18 December 2019   Leave a comment

The Indian Supreme Court refused to rule immediately on the constitutionality of the Citizenship Amendment Act which offered citizenship to persecuted religious minorities in neighboring countries except to Muslims. The passage of the act has led to many protests in states such as Assam which has a large number of Muslims who account for about 14% of the Indian population. Issac Chotiner of the New Yorker conducted an interview with Niraja Gopal Jayal, a professor at the Center for the Study of Law and Governance at Jawaharlal Nehru University. The concerns about the law are deep:

“It introduces, for the first time, a religious criterion as a test for citizenship.

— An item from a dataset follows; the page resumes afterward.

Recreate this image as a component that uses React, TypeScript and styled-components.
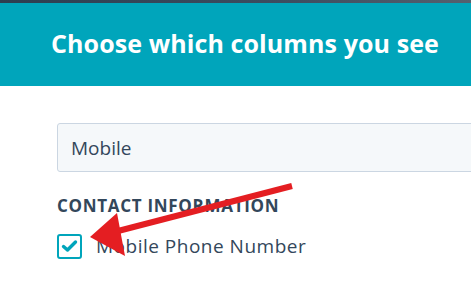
import React from "react";
import styled, { createGlobalStyle } from "styled-components";

const GlobalStyle = createGlobalStyle`
  html, body {
    margin: 0;
    padding: 0;
    background: #ffffff;
    overflow: hidden;
  }
  body {
    font-family: "Open Sans", "Liberation Sans", sans-serif;
  }
`;

const Page = styled.div`
  position: relative;
  width: 471px;
  height: 301px;
  overflow: hidden;
  background: #ffffff;
`;

const TopStrip = styled.div`
  height: 3px;
  background: linear-gradient(90deg, #2d3e50 0%, #3c4d60 60%, #55606e 100%);
`;

const Header = styled.div`
  height: 83px;
  background: #00a5bb;
  display: flex;
  align-items: center;
  padding-left: 51px;
  box-sizing: border-box;
`;

const Title = styled.h1`
  margin: 0;
  margin-top: -3px;
  color: #ffffff;
  font-family: "Open Sans", "Liberation Sans", sans-serif;
  font-weight: 700;
  font-size: 25px;
  letter-spacing: 0.1px;
`;

const Body = styled.div`
  padding: 37px 0 0 57px;
  display: flex;
  flex-direction: column;
`;

const SearchInput = styled.div`
  width: 440px;
  height: 49px;
  box-sizing: border-box;
  border: 1px solid #cbd6e2;
  border-radius: 3px;
  background: #f5f8fa;
  display: flex;
  align-items: center;
  padding-left: 13px;
  color: #33475b;
  font-size: 19px;
`;

const SectionLabel = styled.div`
  margin-top: 22px;
  color: #33475b;
  font-size: 17px;
  font-weight: 700;
  letter-spacing: 0.7px;
`;

const OptionRow = styled.label`
  margin-top: 16px;
  display: flex;
  align-items: center;
  gap: 14px;
  color: #33475b;
  font-size: 19px;
  letter-spacing: 0.5px;
`;

const CheckBox = styled.span`
  width: 25px;
  height: 25px;
  box-sizing: border-box;
  border: 2px solid #00a5bb;
  border-radius: 3px;
  background: #ffffff;
  display: flex;
  align-items: center;
  justify-content: center;
`;

const ArrowLayer = styled.svg`
  position: absolute;
  left: 0;
  top: 0;
  pointer-events: none;
`;

export default function App() {
  return (
    <Page>
      <GlobalStyle />
      <TopStrip />
      <Header>
        <Title>Choose which columns you see</Title>
      </Header>
      <Body>
        <SearchInput>Mobile</SearchInput>
        <SectionLabel>CONTACT INFORMATION</SectionLabel>
        <OptionRow>
          <CheckBox>
            <svg width="17" height="14" viewBox="0 0 17 14">
              <path
                d="M2.5 7.5 L6.5 11 L14.5 3"
                fill="none"
                stroke="#00a5bb"
                strokeWidth="3.4"
                strokeLinecap="round"
                strokeLinejoin="round"
              />
            </svg>
          </CheckBox>
          Mobile Phone Number
        </OptionRow>
      </Body>
      <ArrowLayer width="471" height="301" viewBox="0 0 471 301">
        <line x1="292" y1="186" x2="118" y2="231" stroke="#e41e22" strokeWidth="6" />
        <polygon points="90,237 117,213 125,256" fill="#e41e22" />
      </ArrowLayer>
    </Page>
  );
}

Obviously, someone who supports it could argue that it only applies to people who are refugees or illegal migrants—it doesn’t apply to existing Indian citizens. That argument has indeed been made, but I think that it is a threat to the idea of Indian citizenship per se. It is, in some senses, a body blow to the constitutional ideal of equality of citizenship regardless of caste, creed, gender, language, and so on. Ours is a secular constitution, and the worry is that the introduction of the religious criterion will yield, effectively, a hierarchy of citizens, a kind of two-tiered, graded citizenship.

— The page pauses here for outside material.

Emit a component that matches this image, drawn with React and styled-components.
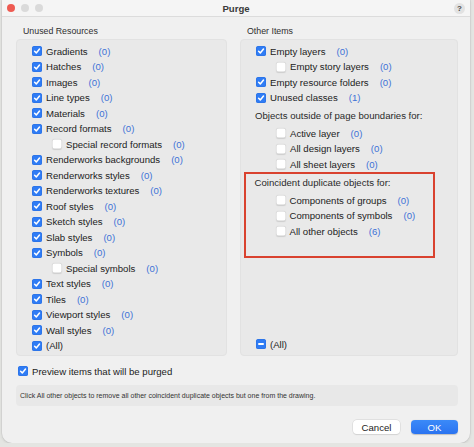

“The even bigger worry is the introduction of religion as a criterion of citizenship in India, because then you open up the floodgates. Like you said, what’s next? If this gets validated in the courts, the next step is that there will be a national register of Indian citizens, for which the law has existed for several years now. That will be activated, and the promise has been made that it will be completed by 2024, which is the next general election. If the Citizenship Amendment Act, which was just passed the other day, is actually enabling some religious groups to become naturalized citizens, leaving out only one major religious group—that is, Muslims—what the National Register of Citizens would do would be to essentially disenfranchise people, including existing Muslim citizens, but Hindus as well who cannot establish, as per the list of documents that may be required, that they are, in fact, Indian citizens.”

We will have to see whether the protests will lead to the revocation of the law. Many students have joined the protests which amplifies their power. The Act threatens the secular character of Indian politics.